With the recent and disputed reports that bin Laden had succumbed to typhoid fever in the mountains of Pakistan, the question of the importance of bin Laden’s death in the total scheme of the War on Terrorism was raised.  One such comment was, "Have you ever stomped your foot down in a water puddle and watched the water fly out leaving the center of the puddle empty? What happens next?  If water remediation was your original mission… stomping the water out shouldn’t then become the focus."

The simplest response goes something like this:

The other day I was standing outside of one of my friend’s office in the technology office co-op building that we and others occupy.

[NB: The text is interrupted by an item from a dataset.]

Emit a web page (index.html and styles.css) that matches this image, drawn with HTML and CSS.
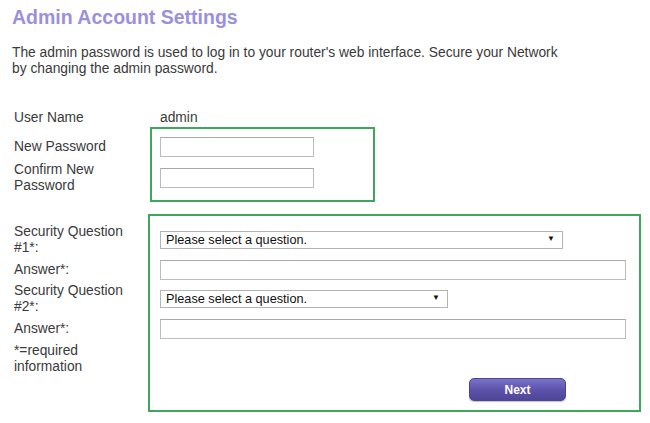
FILE: index.html
```html
<!DOCTYPE html>
<html lang="en">
<head>
<meta charset="UTF-8">
<title>Admin Account Settings</title>
<link rel="stylesheet" href="styles.css">
</head>
<body>

<div class="page">

 <h1>Admin Account Settings</h1>

 <p class="intro">The admin password is used to log in to your router's web interface. Secure your Network<br>by changing the admin password.</p>

 <!-- USER NAME -->
 <div class="user-row">
  <div class="lbl-col">User Name</div>
  <div class="user-val">admin</div>
 </div>

 <!-- PASSWORD -->
 <div class="group">
  <div class="labels pw-labels">
   <div class="lbl h20">New Password</div>
   <div class="lbl h20">Confirm New Password</div>
  </div>
  <div class="box pw-box">
   <input type="password" class="txt short">
   <input type="password" class="txt short">
  </div>
 </div>

 <!-- SECURITY QUESTIONS -->
 <div class="group sec-group">
  <div class="labels sec-labels">
   <div class="lbl h18">Security Question #1*:</div>
   <div class="lbl h20 g11">Answer*:</div>
   <div class="lbl h18 g10">Security Question #2*:</div>
   <div class="lbl h20 g11">Answer*:</div>
   <div class="lbl note">*=required information</div>
  </div>
  <div class="box sec-box">
   <div class="sel-wrap wide">
    <select><option>Please select a question.</option></select>
   </div>
   <input type="text" class="txt long g11">
   <div class="sel-wrap mid g10">
    <select><option>Please select a question.</option></select>
   </div>
   <input type="text" class="txt long g11">
   <button class="next-btn">Next</button>
  </div>
 </div>

</div>

</body>
</html>
```

FILE: styles.css
```css
body{
 margin:0;
 background:#fff;
 color:#3a3a3a;
 font-family:"Liberation Sans", Arial, Helvetica, sans-serif;
 font-size:13.8px;
}

.page{
 padding:0 0 0 12px;
}

h1{
 margin:6px 0 0;
 font-size:19.5px;
 line-height:22px;
 color:#9a90dc;
 font-weight:bold;
}

.intro{
 margin:17px 0 0;
 line-height:16px;
}

/* USER NAME */
.user-row{
 display:flex;
 margin-top:33px;
 line-height:16px;
}
.lbl-col{
 width:136px;
 padding-left:2px;
 box-sizing:border-box;
}
.user-val{
 padding-left:12px;
}

/* GROUPS */
.group{
 display:flex;
 margin-top:1px;
}
.sec-group{
 margin-top:12px;
}

.labels{
 flex:0 0 136px;
 padding-left:2px;
 box-sizing:border-box;
 display:flex;
 flex-direction:column;
}
.pw-labels{padding-top:10px;}
.pw-labels .lbl + .lbl{margin-top:11px;}
.sec-labels{padding-top:17px;}

.lbl{
 display:flex;
 align-items:center;
 max-width:116px;
 line-height:16px;
}

/* FIELDS */
.txt{
 height:20px;
 box-sizing:border-box;
 border:1px solid #bcbcbc;
 border-top-color:#a9a9a9;
 background:#fff;
 margin:0;
 padding:0 3px;
 font:inherit;
}
.short{width:154px;}
.long{width:466px;}

.sel-wrap{
 position:relative;
 height:18px;
}
.sel-wrap.wide{width:403px;}
.sel-wrap.mid{width:288px;}
.sel-wrap select{
 appearance:none;
 -webkit-appearance:none;
 width:100%;
 height:18px;
 margin:0;
 border:1px solid #b4b4b4;
 border-radius:0;
 background:#fff;
 color:#111;
 font:inherit;
 font-size:12.7px;
 padding:0 0 0 5px;
 line-height:16px;
}
.sel-wrap::after{
 content:"\25BC";
 position:absolute;
 right:8px;
 top:3px;
 font-size:8px;
 color:#111;
 pointer-events:none;
}

/* row heights and gaps */
.h18{height:18px;}
.h20{height:20px;}
.g10{margin-top:10px;}
.g11{margin-top:11px;}
.note{margin-top:4px;}

/* GREEN BOXES */
.box{
 flex:none;
 border:2px solid #3fa65a;
 box-sizing:border-box;
 display:flex;
 flex-direction:column;
 align-items:flex-start;
}
.pw-box{
 width:225px;
 margin-left:2px;
 padding:8px 0 12px 8px;
}
.pw-box .txt + .txt{margin-top:11px;}
.sec-box{
 width:493px;
 padding:15px 13px 9px 10px;
}

/* NEXT */
.next-btn{
 margin:39px 0 0 309px;
 width:97px;
 height:23px;
 border:1px solid #4d4496;
 border-radius:5px;
 background:linear-gradient(#7a71c9,#5b51a9 55%,#4f4699);
 color:#fff;
 font:bold 12px "Liberation Sans", Arial, sans-serif;
 cursor:pointer;
 box-shadow:0 1px 1px rgba(0,0,0,.25);
}
```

From the corner of my eye I saw a roach crawling out of the greenery (its an inside atrium with lots of plants). My friend told me that it was a tree roach (a roach with wings!). I continued talking to my friend. But then the roach started crawling toward us. I told him that if the roach got too close to me, I would have to eliminate it. He looked at me, amused as we continued our discussion.

Well, the damn thing insisted on coming right at me. When it came into range (I had actually moved to a strategic position in its path), I lifted my foot, and with the swiftness of a special operations unit, stomped down. The roach, in a flash of milliseconds, was not only dead, but obliterated. At the center of the detonation lay a puddle of guts…splayed out in six directions, body parts had spread. My friend and I continued our discussion. I commented to him that he had just witnessed and example of "ten-for-one" retaliation. About an hour later, the maintenance people had removed the body, but the stain of the guts remained on the hard tile ceramic of the floor even last Friday. Of course, there are still other roaches lurking in those green bushes and plants…and I am always vigilant.

My retired spec-ops friend from SoCal and I have had this conversation a number of times, and most recently a few weeks ago on September 11th. He still doesn’t understand why a strategic operation was never mounted to search and destroy the one man who is at best, the chief conspirator and mass murderer of this conflict. bin Laden’s death will not end and may not even change the War on Terrorism. His death might only be symbolic. But if he did not die from typhoid (as now many government and counterterrorism officials doubt that he is dead), then he should die and best at our hands. With all of the resources being expended in this War on Terrorism, allocating a small portion to seek out and destroy bin Laden seems justified and right.